Psychrometric Values Outside Expected Range

If the calculated air density is significantly different from what the system design specifies, there may be an issue with the psychrometric inputs. Check the wet-bulb thermometer for a dry sock or a damaged sensor. If the readings persist, call an inspector to verify the system’s design conditions and check for issues like outside air damper malfunctions or coil freeze-up.

Safety Concerns with Duct Access

If the traverse location is in a confined space, near asbestos insulation, or requires working at heights beyond your training, stop and call a qualified supervisor. Confined space entry has specific OSHA requirements that must be followed. Do not compromise safety to complete a traverse.

Data Analysis and Reporting

After the traverse, the raw data must be processed into a usable report. Most wireless systems generate a report automatically, but the technician should verify the calculations.

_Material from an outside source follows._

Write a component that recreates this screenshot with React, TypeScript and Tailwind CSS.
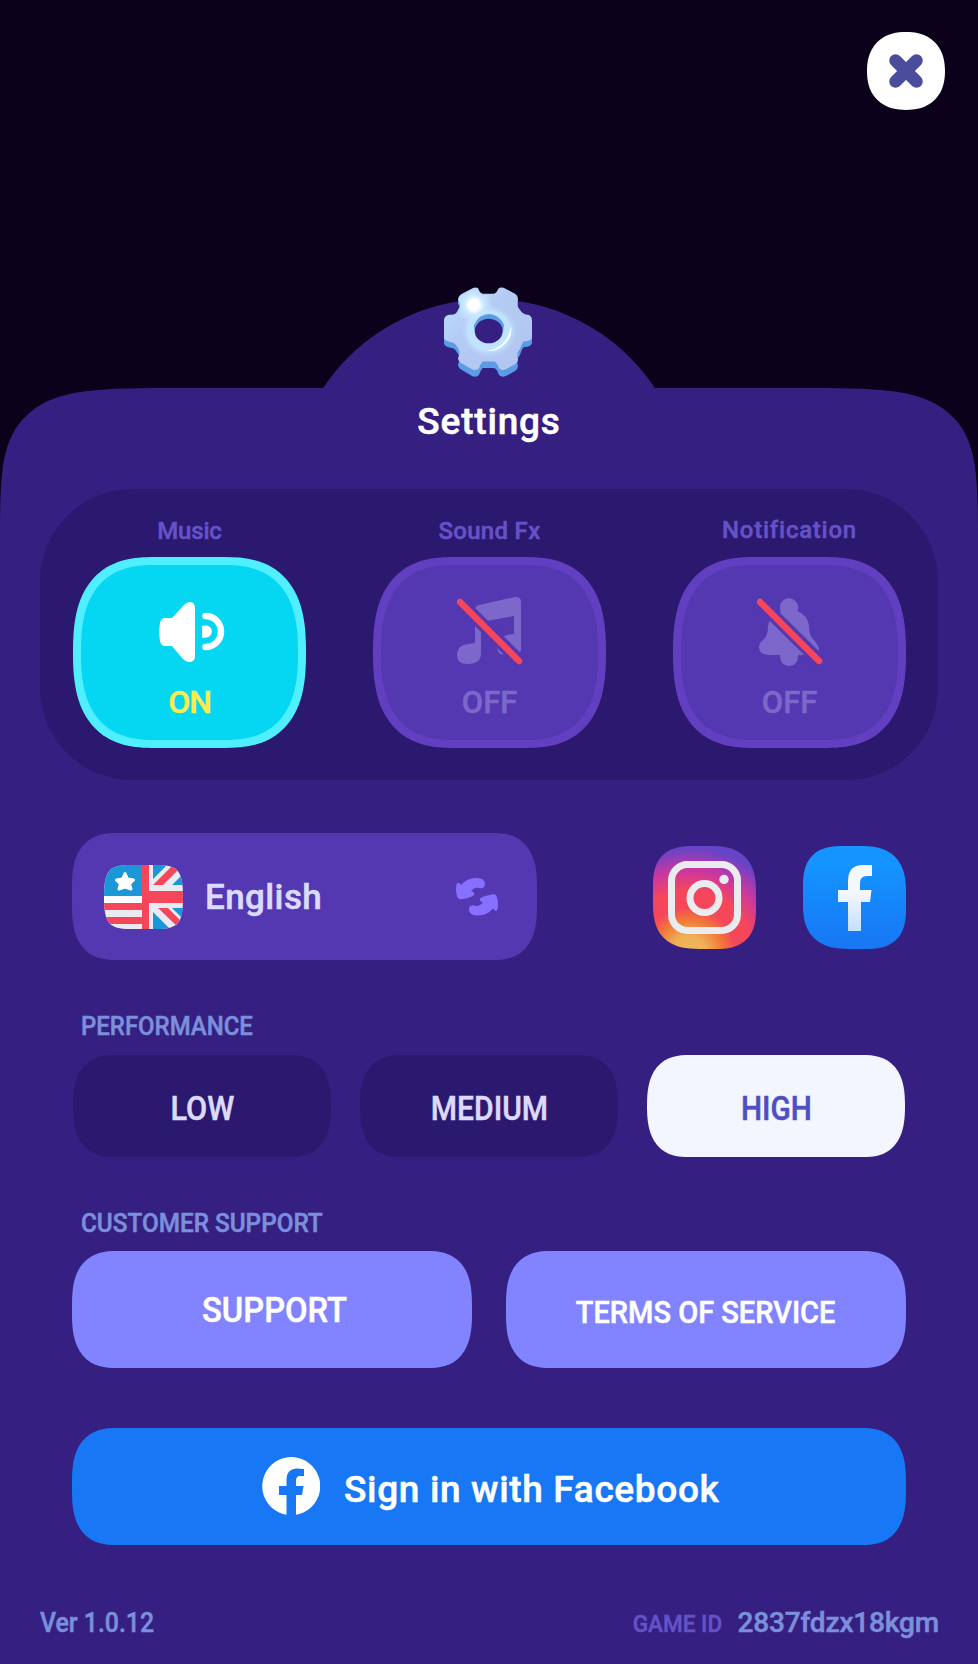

Checking the Psychrometric Correction

Compare the corrected CFM to the design CFM. If the difference is more than 10%, investigate further before finalizing the report. Check for dirty filters, closed dampers, or belt slippage on the fan. The psychrometric correction itself should be within 2% of a manual calculation using a psychrometric chart or online calculator from a source like ASHRAE’s psychrometric resources.

Documenting the Traverse

Include the following in the final report:

  • Date, time, and technician name
  • Duct dimensions and traverse location
  • Number of traverse points and method used
  • Raw velocity pressure readings and calculated velocities
  • Dry-bulb and wet-bulb temperatures or relative humidity
  • Barometric pressure and altitude correction
  • Final corrected CFM and comparison to design
  • Any anomalies or deviations from standard procedure

Practical Takeaway

Mastering the wireless pitot tube setup and psychrometric calculation elevates a technician’s ability to deliver accurate airflow data that drives system performance. Focus on proper alignment, complete psychrometric inputs, and a methodical traverse procedure. When conditions are unstable or safety is compromised, escalate to a senior technician or inspector. For additional reference, consult the EPA’s indoor air quality guidelines and manufacturer-specific manuals for your wireless equipment. Consistent application of these procedures builds trust with clients and ensures HVAC systems operate as designed.